AIM: Please output the data below exactly as given, starting at its first line and stopping after the line that contains "678, 716, 753];".
• • • •
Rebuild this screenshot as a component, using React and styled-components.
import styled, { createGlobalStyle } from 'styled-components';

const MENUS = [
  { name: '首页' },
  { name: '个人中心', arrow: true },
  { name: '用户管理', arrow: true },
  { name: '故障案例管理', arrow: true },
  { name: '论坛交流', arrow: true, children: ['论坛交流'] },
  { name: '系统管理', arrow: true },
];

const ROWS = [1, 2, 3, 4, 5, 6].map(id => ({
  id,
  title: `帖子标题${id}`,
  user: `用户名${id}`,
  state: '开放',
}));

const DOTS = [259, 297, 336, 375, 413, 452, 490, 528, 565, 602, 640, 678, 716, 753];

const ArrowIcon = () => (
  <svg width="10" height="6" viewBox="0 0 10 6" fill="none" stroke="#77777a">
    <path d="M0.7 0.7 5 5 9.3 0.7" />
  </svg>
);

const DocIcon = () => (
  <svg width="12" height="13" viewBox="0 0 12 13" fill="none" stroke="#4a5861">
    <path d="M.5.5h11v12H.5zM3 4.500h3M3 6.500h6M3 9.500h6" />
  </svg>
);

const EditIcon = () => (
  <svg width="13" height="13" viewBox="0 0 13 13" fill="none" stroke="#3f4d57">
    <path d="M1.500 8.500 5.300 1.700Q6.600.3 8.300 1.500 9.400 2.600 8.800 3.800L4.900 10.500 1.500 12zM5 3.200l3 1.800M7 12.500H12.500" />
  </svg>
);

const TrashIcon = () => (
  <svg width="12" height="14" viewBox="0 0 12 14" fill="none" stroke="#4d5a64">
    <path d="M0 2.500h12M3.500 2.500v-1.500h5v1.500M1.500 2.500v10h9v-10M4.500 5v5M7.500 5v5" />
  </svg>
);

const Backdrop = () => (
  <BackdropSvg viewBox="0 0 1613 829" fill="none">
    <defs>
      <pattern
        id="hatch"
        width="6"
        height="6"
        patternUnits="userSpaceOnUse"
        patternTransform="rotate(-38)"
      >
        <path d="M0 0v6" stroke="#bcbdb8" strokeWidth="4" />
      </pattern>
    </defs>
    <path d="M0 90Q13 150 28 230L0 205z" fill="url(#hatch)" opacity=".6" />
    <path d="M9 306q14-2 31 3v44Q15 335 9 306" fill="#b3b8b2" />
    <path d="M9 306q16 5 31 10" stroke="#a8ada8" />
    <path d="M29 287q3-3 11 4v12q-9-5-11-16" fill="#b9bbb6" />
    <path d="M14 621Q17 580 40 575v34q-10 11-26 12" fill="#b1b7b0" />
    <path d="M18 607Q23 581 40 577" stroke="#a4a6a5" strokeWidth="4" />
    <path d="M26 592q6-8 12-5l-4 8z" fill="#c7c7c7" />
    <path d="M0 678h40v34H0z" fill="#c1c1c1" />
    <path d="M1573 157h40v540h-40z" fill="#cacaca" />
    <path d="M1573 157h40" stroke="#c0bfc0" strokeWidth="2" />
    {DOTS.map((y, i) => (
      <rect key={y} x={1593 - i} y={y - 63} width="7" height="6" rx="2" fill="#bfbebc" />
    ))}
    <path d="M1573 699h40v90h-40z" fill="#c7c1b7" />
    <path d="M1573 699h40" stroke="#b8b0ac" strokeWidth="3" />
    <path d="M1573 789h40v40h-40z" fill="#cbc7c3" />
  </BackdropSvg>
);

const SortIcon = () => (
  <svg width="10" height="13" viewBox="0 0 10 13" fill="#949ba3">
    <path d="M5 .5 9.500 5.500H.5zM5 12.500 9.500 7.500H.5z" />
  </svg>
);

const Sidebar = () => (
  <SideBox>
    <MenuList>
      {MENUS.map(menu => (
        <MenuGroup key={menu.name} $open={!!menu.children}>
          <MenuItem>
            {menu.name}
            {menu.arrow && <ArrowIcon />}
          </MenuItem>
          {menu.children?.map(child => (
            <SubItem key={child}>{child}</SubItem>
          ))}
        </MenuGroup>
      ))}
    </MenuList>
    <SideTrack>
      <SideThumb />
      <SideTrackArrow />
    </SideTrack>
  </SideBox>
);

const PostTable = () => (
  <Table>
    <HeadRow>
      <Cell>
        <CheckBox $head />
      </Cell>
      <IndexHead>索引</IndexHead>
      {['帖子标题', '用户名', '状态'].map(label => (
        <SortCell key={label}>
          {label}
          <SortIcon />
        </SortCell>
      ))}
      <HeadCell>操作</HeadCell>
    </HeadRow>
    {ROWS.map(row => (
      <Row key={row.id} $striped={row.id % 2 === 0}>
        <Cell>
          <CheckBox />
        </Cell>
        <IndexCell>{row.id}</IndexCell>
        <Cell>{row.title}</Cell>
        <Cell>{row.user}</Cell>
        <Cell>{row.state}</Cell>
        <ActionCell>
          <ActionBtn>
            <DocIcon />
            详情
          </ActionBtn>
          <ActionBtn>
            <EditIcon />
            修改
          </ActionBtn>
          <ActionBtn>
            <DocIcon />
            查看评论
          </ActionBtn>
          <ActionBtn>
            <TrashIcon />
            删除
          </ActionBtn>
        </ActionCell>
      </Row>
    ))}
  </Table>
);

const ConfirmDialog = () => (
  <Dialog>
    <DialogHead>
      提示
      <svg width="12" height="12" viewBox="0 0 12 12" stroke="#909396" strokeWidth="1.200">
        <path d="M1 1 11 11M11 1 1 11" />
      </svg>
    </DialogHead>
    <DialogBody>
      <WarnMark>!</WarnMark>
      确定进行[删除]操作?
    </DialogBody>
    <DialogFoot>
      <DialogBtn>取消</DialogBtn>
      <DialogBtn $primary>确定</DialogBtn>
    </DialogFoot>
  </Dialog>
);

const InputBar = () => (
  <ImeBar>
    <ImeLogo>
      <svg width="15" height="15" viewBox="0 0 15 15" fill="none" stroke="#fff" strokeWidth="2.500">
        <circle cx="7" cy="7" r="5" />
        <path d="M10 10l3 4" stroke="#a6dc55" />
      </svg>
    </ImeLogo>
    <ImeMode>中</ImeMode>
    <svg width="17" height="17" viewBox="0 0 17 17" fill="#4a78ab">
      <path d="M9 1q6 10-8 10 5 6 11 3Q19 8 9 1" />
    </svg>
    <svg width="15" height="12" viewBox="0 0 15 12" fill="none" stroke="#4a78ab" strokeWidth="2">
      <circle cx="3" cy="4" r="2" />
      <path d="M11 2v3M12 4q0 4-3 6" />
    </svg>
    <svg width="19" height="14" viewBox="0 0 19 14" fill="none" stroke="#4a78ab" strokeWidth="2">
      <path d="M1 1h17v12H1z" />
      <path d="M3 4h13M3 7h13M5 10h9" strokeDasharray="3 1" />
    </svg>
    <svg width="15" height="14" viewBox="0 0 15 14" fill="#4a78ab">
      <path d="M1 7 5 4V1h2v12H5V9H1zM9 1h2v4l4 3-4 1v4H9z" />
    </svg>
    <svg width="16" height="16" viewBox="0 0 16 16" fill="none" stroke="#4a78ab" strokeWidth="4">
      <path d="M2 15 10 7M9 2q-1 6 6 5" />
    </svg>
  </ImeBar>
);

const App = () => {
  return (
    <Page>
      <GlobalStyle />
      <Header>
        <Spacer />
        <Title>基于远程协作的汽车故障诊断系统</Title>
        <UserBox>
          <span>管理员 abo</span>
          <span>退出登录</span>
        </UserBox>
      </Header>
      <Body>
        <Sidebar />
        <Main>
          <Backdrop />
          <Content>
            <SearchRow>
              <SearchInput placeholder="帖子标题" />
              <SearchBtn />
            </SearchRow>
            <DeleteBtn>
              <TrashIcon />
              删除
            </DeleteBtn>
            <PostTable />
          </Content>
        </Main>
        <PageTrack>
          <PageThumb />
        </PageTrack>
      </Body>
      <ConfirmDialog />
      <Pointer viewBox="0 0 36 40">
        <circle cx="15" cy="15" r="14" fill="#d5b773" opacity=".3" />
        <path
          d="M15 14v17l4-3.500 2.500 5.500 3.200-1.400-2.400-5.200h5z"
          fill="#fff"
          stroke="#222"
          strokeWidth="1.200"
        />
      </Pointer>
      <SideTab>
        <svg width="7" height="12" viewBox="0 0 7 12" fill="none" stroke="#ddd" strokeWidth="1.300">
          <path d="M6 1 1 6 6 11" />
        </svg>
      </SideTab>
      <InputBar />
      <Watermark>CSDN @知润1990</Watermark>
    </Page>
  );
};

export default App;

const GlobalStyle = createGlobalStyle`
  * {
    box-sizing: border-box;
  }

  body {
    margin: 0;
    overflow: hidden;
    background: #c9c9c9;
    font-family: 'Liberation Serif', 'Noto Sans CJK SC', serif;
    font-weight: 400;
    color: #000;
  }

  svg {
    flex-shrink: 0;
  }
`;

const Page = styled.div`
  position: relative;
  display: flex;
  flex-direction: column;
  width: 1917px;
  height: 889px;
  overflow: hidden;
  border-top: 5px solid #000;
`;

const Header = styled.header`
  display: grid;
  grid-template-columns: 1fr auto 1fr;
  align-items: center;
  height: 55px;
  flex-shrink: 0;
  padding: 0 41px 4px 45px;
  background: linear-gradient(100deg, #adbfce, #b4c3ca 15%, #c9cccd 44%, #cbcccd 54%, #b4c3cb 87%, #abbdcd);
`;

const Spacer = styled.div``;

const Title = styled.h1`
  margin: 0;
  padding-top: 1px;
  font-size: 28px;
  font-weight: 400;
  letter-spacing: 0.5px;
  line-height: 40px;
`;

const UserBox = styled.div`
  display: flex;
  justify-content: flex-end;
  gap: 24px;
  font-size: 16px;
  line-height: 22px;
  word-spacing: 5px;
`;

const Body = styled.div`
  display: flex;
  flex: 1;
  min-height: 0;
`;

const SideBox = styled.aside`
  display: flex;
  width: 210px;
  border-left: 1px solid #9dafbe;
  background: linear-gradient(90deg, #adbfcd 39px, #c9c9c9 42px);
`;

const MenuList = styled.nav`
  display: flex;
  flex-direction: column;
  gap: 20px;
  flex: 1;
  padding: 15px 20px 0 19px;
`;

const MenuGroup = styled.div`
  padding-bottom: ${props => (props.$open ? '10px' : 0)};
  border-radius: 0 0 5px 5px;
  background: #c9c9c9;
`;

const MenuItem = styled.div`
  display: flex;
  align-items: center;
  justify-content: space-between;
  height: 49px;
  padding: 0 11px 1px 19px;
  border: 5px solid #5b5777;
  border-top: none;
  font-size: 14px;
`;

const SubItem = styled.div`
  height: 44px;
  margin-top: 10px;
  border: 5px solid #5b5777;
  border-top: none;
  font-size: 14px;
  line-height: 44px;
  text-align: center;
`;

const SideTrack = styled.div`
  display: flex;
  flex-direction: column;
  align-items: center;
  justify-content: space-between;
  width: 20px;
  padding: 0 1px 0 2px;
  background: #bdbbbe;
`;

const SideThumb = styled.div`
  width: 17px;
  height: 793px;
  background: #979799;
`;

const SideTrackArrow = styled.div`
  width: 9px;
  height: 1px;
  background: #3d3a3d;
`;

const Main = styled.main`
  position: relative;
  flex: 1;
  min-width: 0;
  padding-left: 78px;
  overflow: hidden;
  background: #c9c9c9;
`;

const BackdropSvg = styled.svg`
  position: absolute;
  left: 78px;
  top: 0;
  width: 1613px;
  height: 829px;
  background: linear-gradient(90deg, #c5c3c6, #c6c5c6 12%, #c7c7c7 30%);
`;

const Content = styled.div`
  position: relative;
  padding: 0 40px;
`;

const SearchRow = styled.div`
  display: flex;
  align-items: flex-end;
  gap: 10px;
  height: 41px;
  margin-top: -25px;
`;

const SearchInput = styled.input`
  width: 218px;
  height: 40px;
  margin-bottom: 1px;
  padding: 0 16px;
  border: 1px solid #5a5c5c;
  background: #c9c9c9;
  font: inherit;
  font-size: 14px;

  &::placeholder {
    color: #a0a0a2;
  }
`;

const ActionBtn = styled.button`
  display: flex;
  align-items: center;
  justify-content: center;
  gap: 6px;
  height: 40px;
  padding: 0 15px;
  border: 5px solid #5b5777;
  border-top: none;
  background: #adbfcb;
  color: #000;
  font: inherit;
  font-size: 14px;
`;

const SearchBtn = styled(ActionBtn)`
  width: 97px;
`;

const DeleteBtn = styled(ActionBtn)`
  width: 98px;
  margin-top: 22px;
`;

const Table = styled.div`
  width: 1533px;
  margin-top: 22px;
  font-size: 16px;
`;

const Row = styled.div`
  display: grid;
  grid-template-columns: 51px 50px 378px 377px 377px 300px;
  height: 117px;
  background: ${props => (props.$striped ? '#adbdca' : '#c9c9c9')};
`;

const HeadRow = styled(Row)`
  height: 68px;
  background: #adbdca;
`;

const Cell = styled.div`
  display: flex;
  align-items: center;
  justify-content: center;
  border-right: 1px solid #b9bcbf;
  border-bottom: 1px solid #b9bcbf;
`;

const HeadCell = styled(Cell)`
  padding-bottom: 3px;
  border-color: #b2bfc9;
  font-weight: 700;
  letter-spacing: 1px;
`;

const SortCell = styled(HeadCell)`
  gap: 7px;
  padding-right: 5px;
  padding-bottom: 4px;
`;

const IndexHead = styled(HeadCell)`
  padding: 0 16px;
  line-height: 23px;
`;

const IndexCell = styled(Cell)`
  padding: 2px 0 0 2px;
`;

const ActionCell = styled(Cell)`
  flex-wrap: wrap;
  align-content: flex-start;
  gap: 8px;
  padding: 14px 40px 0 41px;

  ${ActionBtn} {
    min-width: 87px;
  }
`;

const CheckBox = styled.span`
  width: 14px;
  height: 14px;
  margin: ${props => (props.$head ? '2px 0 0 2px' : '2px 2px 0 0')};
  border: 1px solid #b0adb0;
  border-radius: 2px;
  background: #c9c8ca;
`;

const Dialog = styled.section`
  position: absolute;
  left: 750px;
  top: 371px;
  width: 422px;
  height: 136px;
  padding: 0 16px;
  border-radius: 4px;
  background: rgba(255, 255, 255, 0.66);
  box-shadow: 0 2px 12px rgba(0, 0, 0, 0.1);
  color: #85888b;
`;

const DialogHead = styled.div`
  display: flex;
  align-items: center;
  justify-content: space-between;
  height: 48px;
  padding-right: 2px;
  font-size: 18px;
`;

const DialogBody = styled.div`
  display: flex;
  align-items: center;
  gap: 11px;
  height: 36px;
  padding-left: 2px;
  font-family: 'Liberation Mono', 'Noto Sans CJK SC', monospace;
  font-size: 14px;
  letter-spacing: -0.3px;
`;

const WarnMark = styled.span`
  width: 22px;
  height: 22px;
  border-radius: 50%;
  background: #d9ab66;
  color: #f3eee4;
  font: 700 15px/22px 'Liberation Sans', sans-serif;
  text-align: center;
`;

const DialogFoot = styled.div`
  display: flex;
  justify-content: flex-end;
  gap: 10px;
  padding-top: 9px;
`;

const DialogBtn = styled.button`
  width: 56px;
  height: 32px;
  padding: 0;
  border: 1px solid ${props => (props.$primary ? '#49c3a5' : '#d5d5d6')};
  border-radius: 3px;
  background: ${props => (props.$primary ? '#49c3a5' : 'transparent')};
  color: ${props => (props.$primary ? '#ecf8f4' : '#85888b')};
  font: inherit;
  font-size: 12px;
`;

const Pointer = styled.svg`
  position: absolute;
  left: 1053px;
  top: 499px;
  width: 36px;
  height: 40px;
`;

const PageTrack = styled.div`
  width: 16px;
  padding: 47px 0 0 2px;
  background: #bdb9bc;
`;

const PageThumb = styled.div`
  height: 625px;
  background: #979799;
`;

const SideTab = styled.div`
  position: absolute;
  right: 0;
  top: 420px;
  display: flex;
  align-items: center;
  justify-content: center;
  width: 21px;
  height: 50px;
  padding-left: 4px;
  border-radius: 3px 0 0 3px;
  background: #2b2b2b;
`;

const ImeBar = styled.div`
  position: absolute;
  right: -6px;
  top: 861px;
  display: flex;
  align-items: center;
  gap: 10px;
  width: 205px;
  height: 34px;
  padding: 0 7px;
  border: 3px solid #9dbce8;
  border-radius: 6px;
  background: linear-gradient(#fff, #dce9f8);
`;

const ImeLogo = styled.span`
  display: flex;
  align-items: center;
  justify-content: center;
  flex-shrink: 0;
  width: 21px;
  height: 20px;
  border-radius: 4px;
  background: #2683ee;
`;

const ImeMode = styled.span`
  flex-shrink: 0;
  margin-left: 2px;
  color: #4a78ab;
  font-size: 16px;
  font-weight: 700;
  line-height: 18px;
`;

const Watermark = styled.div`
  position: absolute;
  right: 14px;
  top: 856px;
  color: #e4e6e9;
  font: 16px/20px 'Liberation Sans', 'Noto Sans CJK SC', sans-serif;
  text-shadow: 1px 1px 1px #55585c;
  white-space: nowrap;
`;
• • • •
SOLUTION FOR THIS PROBLEM:
Rebuild this screenshot as a component, using React and styled-components.
import styled, { createGlobalStyle } from 'styled-components';

const MENUS = [
  { name: '首页' },
  { name: '个人中心', arrow: true },
  { name: '用户管理', arrow: true },
  { name: '故障案例管理', arrow: true },
  { name: '论坛交流', arrow: true, children: ['论坛交流'] },
  { name: '系统管理', arrow: true },
];

const ROWS = [1, 2, 3, 4, 5, 6].map(id => ({
  id,
  title: `帖子标题${id}`,
  user: `用户名${id}`,
  state: '开放',
}));

const DOTS = [259, 297, 336, 375, 413, 452, 490, 528, 565, 602, 640, 678, 716, 753];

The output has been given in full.